Under US law (49 U.S.C. § 41102), an air transport certificate can only be held by a US citizen, which is defined as: (1) an individual who is a US citizen; (2) a partnership, each of whose partners is an individual who is a US citizen; or (3) a corporation or association organized under US law, (a) of which the president and at least two-thirds of the board of directors and other managing officers are US citizens, (b) which is under the actual control of US citizens, and (c) in which at least 75 percent of the voting interests is owned or controlled by persons who are US citizens. In addition to this statutory requirement, the DOT requires that the applicant demonstrate none of the indicia of foreign control that the DOT has historically considered relevant. So, Virgin America could not be controlled by Sir Richard, nor could it be controlled by Virgin Group.

To meet the above requirements, the organizers of Virgin America created a corporate ownership structure using multitiered entities, restricted voting rights and management positions, all designed to address the statutory formulae and the precedent developed by the DOT over many decades. The resulting ownership structure, when depicted graphically, resembles a huddle of squid.

At first, the opposition toVirgin America prevailed, and by Order dated December 27, 2006 (DOT Order 2006-12-23), the DOT tentatively ruled that Virgin America's proposed corporate ownership structure did not meet the requirements for US citizenship. There were several reasons for denial, but among them were Virgin Group's trademark license to Virgin America that included unique conditions and remedies that implied that Virgin Group would have undue influence on Virgin America's operating decisions. The Order also got personal, finding that Virgin America's CEO and Director, Frederick Reid, was beholden to Sir Richard as evidenced by their history—including the fact that Mr.
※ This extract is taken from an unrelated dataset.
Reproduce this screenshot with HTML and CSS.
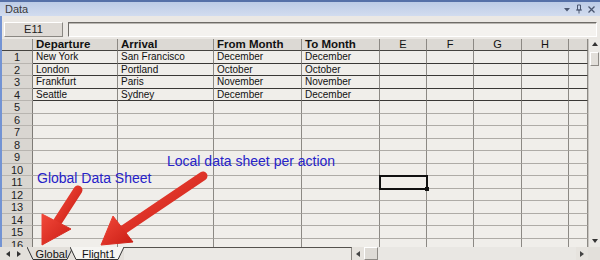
FILE: index.html
```html
<!DOCTYPE html>
<html>
  <head>
    <meta charset="utf-8">
    <link rel="stylesheet" href="styles.css">
  </head>
  <body>
    <div class="window">
      <div class="titlebar">
        <span class="title">Data</span>
        <div class="title-icons">
          <svg width="8" height="8" viewBox="0 0 8 8"><path d="M1 3h6L4 6.5z" fill="#4a5670"/></svg>
          <svg width="8" height="10" viewBox="0 0 8 10"><path d="M2.5 1h3v5h-3z M1 6h6 M4 6v3.5" fill="none" stroke="#4a5670" stroke-width="1"/></svg>
          <svg width="9" height="9" viewBox="0 0 9 9"><path d="M1.5 1.5l6 6M7.5 1.5l-6 6" stroke="#4a5670" stroke-width="1.3"/></svg>
        </div>
      </div>
      <div class="formula">
        <div class="namebox">E11</div>
        <div class="formula-input"></div>
      </div>
      <div class="sheet">
        <div class="grid" id="grid"></div>
        <div class="vscroll">
          <svg class="vs-up" width="6" height="4" viewBox="0 0 6 4"><path d="M0 4L3 0L6 4z" fill="#333"/></svg>
          <div class="vs-thumb"></div>
          <svg class="vs-down" width="6" height="4" viewBox="0 0 6 4"><path d="M0 0L3 4L6 0z" fill="#333"/></svg>
        </div>
        <div class="note note-local">Local data sheet per action</div>
        <div class="note note-global">Global Data Sheet</div>
      </div>
      <div class="tabbar">
        <div class="tab-nav">
          <svg width="4" height="6" viewBox="0 0 4 6"><path d="M4 0L0 3L4 6z" fill="#333"/></svg>
          <svg width="4" height="6" viewBox="0 0 4 6"><path d="M0 0L4 3L0 6z" fill="#333"/></svg>
        </div>
        <div class="tab">
          <svg class="tab-shape" width="46" height="13" viewBox="0 0 46 13"><path d="M0 0L6 12.5H40L46 0" fill="#e3e0db" stroke="#333"/></svg>
          <span>Global</span>
        </div>
        <div class="tab tab-active">
          <svg class="tab-shape" width="54" height="13" viewBox="0 0 54 13"><path d="M0 0L6 12.5H48L54 0" fill="#f6f5f2" stroke="#333"/></svg>
          <span>Flight1</span>
        </div>
        <div class="tab-split"></div>
        <div class="hs-btn">
          <svg width="4" height="6" viewBox="0 0 4 6"><path d="M4 0L0 3L4 6z" fill="#444"/></svg>
        </div>
        <div class="hs-thumb"></div>
        <div class="hs-track"></div>
        <div class="hs-btn">
          <svg width="4" height="6" viewBox="0 0 4 6"><path d="M0 0L4 3L0 6z" fill="#444"/></svg>
        </div>
        <div class="hs-corner"></div>
      </div>
      <svg class="arrows" width="600" height="260" viewBox="0 0 600 260">
        <defs>
          <linearGradient id="red" x1="0" y1="0" x2="1" y2="1">
            <stop offset="0" stop-color="#f2483a"/>
            <stop offset="1" stop-color="#c91d14"/>
          </linearGradient>
        </defs>
        <g fill="url(#red)" stroke="url(#red)">
          <line x1="78" y1="190" x2="58" y2="221" stroke-width="9" stroke-linecap="round"/>
          <path d="M42 214L71 229L42 245z" stroke-width="1" stroke-linejoin="round"/>
          <line x1="203" y1="176" x2="123" y2="230" stroke-width="9" stroke-linecap="round"/>
          <path d="M113 216L133 242L101 245z" stroke-width="1" stroke-linejoin="round"/>
        </g>
      </svg>
    </div>
    <script>
      // Build the data table grid
      const grid = document.getElementById('grid');
      const cols = ['', 'Departure', 'Arrival', 'From Month', 'To Month', 'E', 'F', 'G', 'H', ''];
      const data = [
        ['New York', 'San Francisco', 'December', 'December'],
        ['London', 'Portland', 'October', 'October'],
        ['Frankfurt', 'Paris', 'November', 'November'],
        ['Seattle', 'Sydney', 'December', 'December']
      ];
      let html = '';
      cols.forEach((c, i) => {
        const cls = i === 0 ? 'corner' : i > 4 ? 'letter' : '';
        html += `<div class="cell head ${cls}">${c}</div>`;
      });
      for (let r = 1; r <= 16; r++) {
        const rowCls = r <= 4 ? 'filled' : '';
        html += `<div class="cell rowhead ${rowCls}">${r}</div>`;
        for (let c = 1; c < cols.length; c++) {
          const text = r <= 4 && c <= 4 ? data[r - 1][c - 1] : '';
          const sel = r === 11 && c === 5 ? 'selected' : '';
          html += `<div class="cell ${rowCls} ${sel}">${text}</div>`;
        }
      }
      grid.innerHTML = html;
    </script>
  </body>
</html>
```

FILE: styles.css
```css
/* Page reset */
body {
  margin: 0;
  font-family: "Liberation Sans", Arial, sans-serif;
  background: #ebe8e4;
}
.window {
  position: relative;
  width: 600px;
  height: 260px;
  overflow: hidden;
  display: flex;
  flex-direction: column;
  background: #ebe8e4;
}

/* Title bar */
.titlebar {
  height: 16px;
  box-sizing: border-box;
  border-top: 2px solid #5570a8;
  background: linear-gradient(#bccbe6, #d2dcef);
  display: flex;
  align-items: center;
  justify-content: space-between;
  padding: 0 4px 0 5px;
}
.titlebar .title {
  font-size: 11px;
  color: #3a3a3a;
}
.title-icons {
  display: flex;
  align-items: center;
  gap: 4px;
}

/* Formula bar */
.formula {
  height: 23px;
  box-sizing: border-box;
  border-left: 2px solid #7393d3;
  display: flex;
  align-items: flex-end;
  padding: 0 3px 2px 2px;
  gap: 5px;
}
.namebox {
  width: 59px;
  height: 15px;
  box-sizing: border-box;
  background: #dedad5;
  border: 1px solid;
  border-color: #fff #8a8782 #8a8782 #fff;
  font-size: 11px;
  line-height: 13px;
  text-align: center;
  color: #222;
}
.formula-input {
  flex: 1;
  height: 15px;
  box-sizing: border-box;
  background: #f4f2ef;
  border: 1px solid;
  border-color: #6e6b67 #fff #fff #6e6b67;
  box-shadow: inset 0 1px 0 #b8b5b0;
}

/* Sheet area */
.sheet {
  position: relative;
  height: 208px;
  display: flex;
  border-left: 2px solid #7393d3;
  overflow: hidden;
}
.grid {
  display: grid;
  grid-template-columns: 31px 85px 96px 88px 78px 47px 47px 48px 47px 19px;
  grid-template-rows: 12px;
  grid-auto-rows: 12.5px;
  align-content: start;
  background: #f0eeea;
}
.cell {
  box-sizing: border-box;
  border-right: 1px solid #8c8984;
  border-bottom: 1px solid #aeaba6;
  font-size: 10px;
  line-height: 12px;
  padding-left: 3px;
  white-space: nowrap;
  overflow: hidden;
  color: #111;
}
.cell.filled {
  border-bottom-color: #3a3835;
}
.cell.head {
  background: #dcd9d4;
  border-bottom: 1px solid #45433f;
  font-weight: bold;
  font-size: 11.5px;
  line-height: 11px;
}
.cell.head.letter,
.cell.head.corner {
  font-weight: normal;
  font-size: 11px;
  text-align: center;
  padding-left: 0;
}
.cell.rowhead {
  background: #d9d6d1;
  border-bottom-color: #b8b5b0;
  border-right-color: #7e7b76;
  text-align: center;
  padding-left: 0;
  font-size: 11px;
  color: #222;
}
.cell.selected {
  position: relative;
  overflow: visible;
  outline: 2px solid #111;
  outline-offset: -1px;
}
.cell.selected::after {
  content: '';
  position: absolute;
  right: -3px;
  bottom: -3px;
  width: 4px;
  height: 4px;
  background: #111;
}

/* Vertical scrollbar */
.vscroll {
  flex: 1;
  box-sizing: border-box;
  background: #ebe9e5;
  border-left: 1px solid #c8c5c0;
  display: flex;
  flex-direction: column;
  align-items: center;
  padding: 3px 0 4px;
}
.vs-thumb {
  width: 9px;
  height: 14px;
  margin-top: 6px;
  box-sizing: border-box;
  background: #e2dfda;
  border: 1px solid;
  border-color: #fff #8e8b86 #8e8b86 #fff;
}
.vs-down {
  margin-top: auto;
}

/* Annotations */
.note {
  position: absolute;
  font-size: 14px;
  line-height: 16px;
  color: #2622c8;
  white-space: nowrap;
}
.note-local {
  left: 165px;
  top: 114px;
}
.note-global {
  left: 35px;
  top: 131px;
}

/* Sheet tabs + horizontal scrollbar */
.tabbar {
  height: 13px;
  display: flex;
  align-items: stretch;
  background: #e3e0db;
  font-size: 11px;
  line-height: 12px;
}
.tab-nav {
  width: 27px;
  display: flex;
  align-items: center;
  justify-content: space-around;
  padding: 0 2px;
  box-sizing: border-box;
}
.tab {
  position: relative;
  display: flex;
  align-items: center;
  justify-content: center;
  width: 46px;
  padding-left: 3px;
  box-sizing: border-box;
  color: #111;
}
.tab span {
  position: relative;
}
.tab-active {
  width: 54px;
  margin-left: -3px;
}
.tab-shape {
  position: absolute;
  left: 0;
  top: 0;
}
.tab-split {
  width: 228px;
  box-sizing: border-box;
  border-top: 1px solid #55524e;
  border-right: 1px solid #8a8782;
  background: #ebe9e5;
}
.hs-btn {
  width: 12px;
  display: flex;
  align-items: center;
  justify-content: center;
  background: #e6e3de;
}
.hs-thumb {
  width: 14px;
  box-sizing: border-box;
  background: #dedbd6;
  border: 1px solid;
  border-color: #fff #8e8b86 #8e8b86 #fff;
}
.hs-track {
  flex: 1;
  background: #e9e7e3;
}
.hs-corner {
  width: 12px;
  background: #e3e0db;
}

/* Red callout arrows */
.arrows {
  position: absolute;
  left: 0;
  top: 0;
  pointer-events: none;
}
```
Reid's association with Virgin America dated back to 2004, before there was any US ownership. The DOT concluded that Mr. Reid's personal fealty to Sir Richard suggested that, regardless of numerical ownership, British interests actually controlled Virgin America.

Virgin America's complex ownership structure hoped to piggyback on a recent DOT ruling that allowed Hawaiian Airlines to emerge from bankruptcy with an ownership structure not strictly meeting the DOT's standards for avoiding actual control by foreigners. In a letter ruling in support of Hawaiian Airline's reorganization, the DOT took a flexible view in assessing the citizenship of the entities in the Hawaiian ownership matrix and expressed comfort with an aggregated 49.9% foreign ownership, noting that this was permissible because it was both passive (not interested in management) and diffuse (with no single shareholder or group dominating). The DOT declined to apply this flexible approach (called the "multiplying out" approach) to Virgin America, noting that the foreign interests had both an incentive and ability to exert management influence, and that the foreign investors were not diffuse, but rather showed a narrow aggregation of ownership in a smaller group.

Having lost the battle for its aggressive ownership structure, Virgin America (working with the DOT) went back to the blackboard (a very large blackboard) and crafted a revised structure with adjustments to capital structure and the trademark license, as well as a phaseout of Mr. Reid's role, in order to meet the DOT's requirements. Finally, the DOT gave Virgin America its US air transport certificate (DOT Order 2007-5-11, May 18, 2007).

What is often overlooked by aircraft operators is that the citizenship requirement applies to ALL forms of air transport certificates. So, for example, each and every Part 135 charter certificate holder must meet the US citizenship requirements. But holders of Part 135 certificates have been known to "inadvertently" lose their US citizenship in connection with a merger, acquisition or major capital transaction. It is vital that certificate holders keep this citizenship requirement in mind when engaging in any such transaction. The DOT does not "police" citizenship requirements, but objections are generally raised by competitors.